2008-12-12 Thread Ryan McKinley


On Dec 12, 2008, at 5:18 AM, Michael McCandless wrote:



Taking this to java-dev (off Jira)...

Mark Miller (Jira) wrote:

> I thought there were some that wanted to change some of the API to  
java
> 5 for the 3.0 release, cause I thought back compat was less  
restricted
> 2-3. I guess mabye that won't end up happening, if it was going  
to, it

> seems we'd want to deprecate what will be changed in 2.9.

I could easily be confused on this... but I thought 3.0 is the first
release that's allowed to include Java 1.5 only APIs (eg generics).

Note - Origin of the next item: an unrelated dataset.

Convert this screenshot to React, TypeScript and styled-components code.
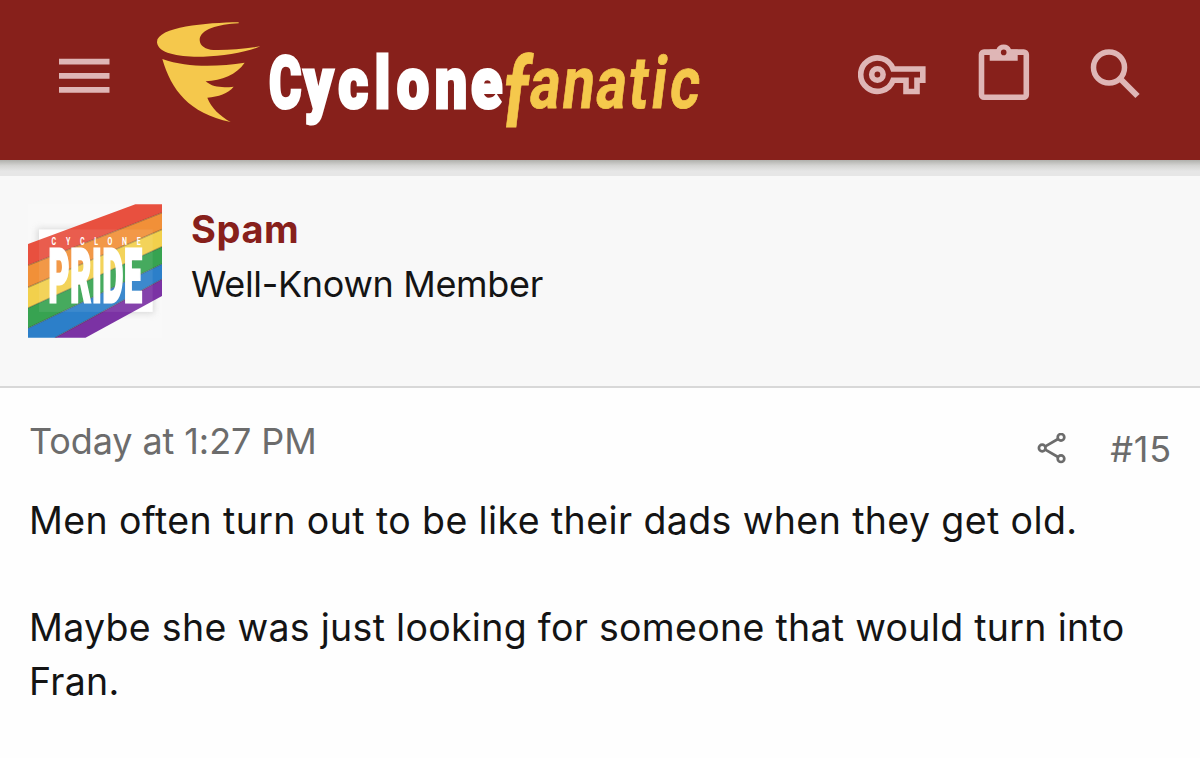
import styled, { createGlobalStyle } from "styled-components";

interface TextProps {
  $spacing?: string;
}

interface WordProps {
  $weight: number;
  $size?: number;
}

const GlobalStyle = createGlobalStyle`
  * {
    box-sizing: border-box;
  }

  body {
    margin: 0;
    background: #fefefe;
    color: #141414;
    font-family: Inter, "Liberation Sans", sans-serif;
  }
`;

const Page = styled.div`
  min-height: 758px;
  overflow: hidden;
`;

const Header = styled.header`
  display: flex;
  align-items: center;
  height: 160px;
  padding: 0 60px 10px 59px;
  background: #87201b;
  color: #dfb6b6;
`;

const HeaderIcons = styled.nav`
  display: flex;
  align-items: center;
  margin-left: auto;
`;

const Icon = styled.svg<{ $gap?: number }>`
  display: block;
  flex: none;
  margin-right: ${(props) => props.$gap || 0}px;
  fill: none;
  stroke: currentColor;
`;

const Logo = styled.svg`
  display: block;
  margin-left: 40px;
  overflow: visible;
`;

const LogoWord = styled.text<WordProps>`
  font-family: Roboto, sans-serif;
  font-size: ${(props) => props.$size || 73}px;
  font-weight: ${(props) => props.$weight};
`;

const Strip = styled.div`
  height: 16px;
  background: linear-gradient(#b0b0ac, #d4d4d2 35%, #e6e6e6 70%);
`;

const UserPanel = styled.section`
  display: flex;
  gap: 29px;
  height: 212px;
  padding: 28px;
  background: #f8f8f8;
  border-bottom: 2px solid #d8d8d8;
`;

const Avatar = styled.svg`
  display: block;
  flex: none;
  width: 134px;
  height: 134px;
`;

const UserName = styled.h4`
  margin: 0;
  color: #87201b;
  font-size: 38px;
  font-weight: 700;
  line-height: 50px;
  letter-spacing: 0.6px;
`;

const UserTitle = styled.div`
  font-size: 36px;
  line-height: 60px;
  letter-spacing: -0.33px;
`;

const Post = styled.article`
  padding: 26px 29px 0;
`;

const PostMeta = styled.div`
  display: flex;
  justify-content: space-between;
  height: 80px;
  color: #6c6c6c;
  font-size: 36px;
  line-height: 54px;
`;

const PostDate = styled.time`
  letter-spacing: -0.1px;
`;

const PostActions = styled.div`
  display: flex;
  align-items: center;
  height: 54px;
  margin-top: 8px;
`;

const PostNumber = styled.span`
  letter-spacing: 0.8px;
  margin-right: -1px;
`;

const PostBody = styled.p<TextProps>`
  margin: 0 0 53px;
  font-size: 37.5px;
  line-height: 54px;
  letter-spacing: ${(props) => props.$spacing || "0"};
  white-space: nowrap;
`;

const stripes = [
  { color: "#e8503f", points: "39,162 362,42 442,42 442,68 39,226" },
  { color: "#f19038", points: "39,226 442,68 442,118 39,292" },
  { color: "#f2d04c", points: "39,292 442,118 442,170 39,354" },
  { color: "#37a351", points: "39,354 442,170 442,222 39,415" },
  { color: "#2c7fc9", points: "39,415 442,222 442,268 120,444 39,444" },
  { color: "#7b32a4", points: "120,444 442,268 442,318 212,444" },
];

function CycloneLogo() {
  return (
    <Logo width="560" height="150" viewBox="150 0 560 150">
      <g fill="#f5c84c" transform="translate(140 10) scale(0.3333)">
        <path d="M296 37 C200 38 50 51 51 97 C54 133 126 142 190 140 C250 138 322 126 361 109 C310 118 260 121 220 120 C197 118 180 109 179 90 C180 58 234 43 296 40 Z" />
        <path d="M67 147 C144 174 235 170 314 158 C290 194 245 211 197 214 C219 234 252 233 281 230 C264 251 235 260 202 263 C214 294 239 317 272 336 C146 309 94 240 67 147 Z" />
      </g>
      <g fill="#fff" stroke="#fff" strokeWidth="3">
        <LogoWord $weight={900} transform="translate(269 108) scale(0.68 1)">
          C
        </LogoWord>
        <LogoWord
          $weight={900}
          transform="translate(303.5 108) scale(0.79 1)"
          x="0 44 90 118 166 212"
        >
          yclone
        </LogoWord>
      </g>
      <g fill="#f5c84c" stroke="#f5c84c" strokeWidth="0.8">
        <LogoWord
          $weight={700}
          $size={98}
          transform="translate(500 127) skewX(-7) scale(0.7 1)"
        >
          f
        </LogoWord>
        <LogoWord
          $weight={700}
          transform="translate(522 108) skewX(-7) scale(0.78 1)"
          x="7 49 92 134 163 187"
        >
          anatic
        </LogoWord>
      </g>
    </Logo>
  );
}

function PrideAvatar() {
  return (
    <Avatar viewBox="39 42 403 402">
      <defs>
        <filter id="soft" x="-20%" y="-20%" width="140%" height="140%">
          <feGaussianBlur stdDeviation="9" />
        </filter>
      </defs>
      <rect x="39" y="42" width="403" height="402" fill="#f9f9f9" />
      <rect x="66" y="115" width="352" height="256" fill="#ccc" opacity="0.7" filter="url(#soft)" />
      <rect x="72" y="118" width="342" height="248" fill="#fff" />
      {stripes.map((stripe) => (
        <polygon key={stripe.color} points={stripe.points} fill={stripe.color} />
      ))}
      <path
        d="M39 226L442 68M39 292L442 118M39 354L442 170M39 415L442 222M120 444L442 268"
        stroke="#432"
        strokeOpacity="0.35"
        strokeWidth="4"
      />
      <rect x="72" y="118" width="342" height="248" fill="#fff" opacity="0.08" />
      <g fill="#fff" stroke="#fff" fontFamily="Roboto, sans-serif">
        <text
          transform="translate(110 165) scale(0.68 1)"
          fontSize="31"
          fontWeight="700"
          textLength="394"
          strokeWidth="0"
        >
          CYCLONE
        </text>
        <text
          transform="translate(101 336) scale(0.435 1)"
          fontSize="222"
          fontWeight="900"
          textLength="646"
          strokeWidth="9"
        >
          PRIDE
        </text>
      </g>
    </Avatar>
  );
}

function App() {
  return (
    <Page>
      <GlobalStyle />
      <Header>
        <Icon width="51" height="36" viewBox="59 57 51 36" strokeWidth="5.8">
          <path d="M59 61.7h50.5M59 75.8h50.5M59 89.9h50.5" />
        </Icon>
        <CycloneLogo />
        <HeaderIcons>
          <Icon $gap={52} width="68" height="60" viewBox="858 45 68 60" strokeWidth="5.6">
            <path d="M893.1 69H922.8V80.2H917V91.5H906V80.2H893.1A16.7 16.7 0 1 1 893.1 69Z" />
            <circle cx="877.4" cy="74.5" r="5.7" />
          </Icon>
          <Icon $gap={60} width="52" height="62" viewBox="978 44 52 62" strokeWidth="5.6">
            <rect x="981.5" y="52.1" width="44.8" height="45.2" rx="2.5" />
            <path
              d="M989.7 49.5H996.3A8 8 0 0 1 1011.1 49.5H1017.7V60.7H989.7Z"
              fill="currentColor"
              stroke="none"
            />
            <circle cx="1003.7" cy="52.4" r="2.8" fill="#87201b" stroke="none" />
          </Icon>
          <Icon width="50" height="60" viewBox="1090 45 50 60" strokeWidth="5.5">
            <circle cx="1109" cy="67.5" r="15.5" />
            <path d="M1120 78.5L1137.5 96" strokeWidth="6" />
          </Icon>
        </HeaderIcons>
      </Header>
      <Strip />
      <UserPanel>
        <PrideAvatar />
        <div>
          <UserName>Spam</UserName>
          <UserTitle>Well-Known Member</UserTitle>
        </div>
      </UserPanel>
      <Post>
        <PostMeta>
          <PostDate>Today at 1:27 PM</PostDate>
          <PostActions>
            <Icon $gap={43} width="30" height="32" viewBox="1037 433 30 32" strokeWidth="2.7">
              <path d="M1045.3 446.3L1058 439M1045.3 449.7L1058 457" />
              <circle cx="1061" cy="437.3" r="3.3" />
              <circle cx="1042.2" cy="448" r="3.3" />
              <circle cx="1061" cy="458.7" r="3.3" />
            </Icon>
            <PostNumber>#15</PostNumber>
          </PostActions>
        </PostMeta>
        <PostBody $spacing="0.4px">
          Men often turn out to be like their dads when they get old.
        </PostBody>
        <PostBody $spacing="0.3px">
          Maybe she was just looking for someone that would turn into
          <br />
          Fran.
        </PostBody>
      </Post>
    </Page>
  );
}

export default App;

Meaning, we could in theory intro APIs with generics with 3.0,
deprecating the non-generics versions, and then 4.0 (sounds insanely
far away!) would be the first release that could remove the deprecated
non-generics versions?

That said, I think the "plan" is to release 2.9 soonish (early next
year?), and then fairly quickly turnaround a 3.0 that doesn't have too
many changes except the removal of the deprecated (in 2.9) APIs.  Ie
in practice it won't be until 3.1 when we would intro new
(generics-based) APIs.




What are examples of the deprecated non-generic APIs?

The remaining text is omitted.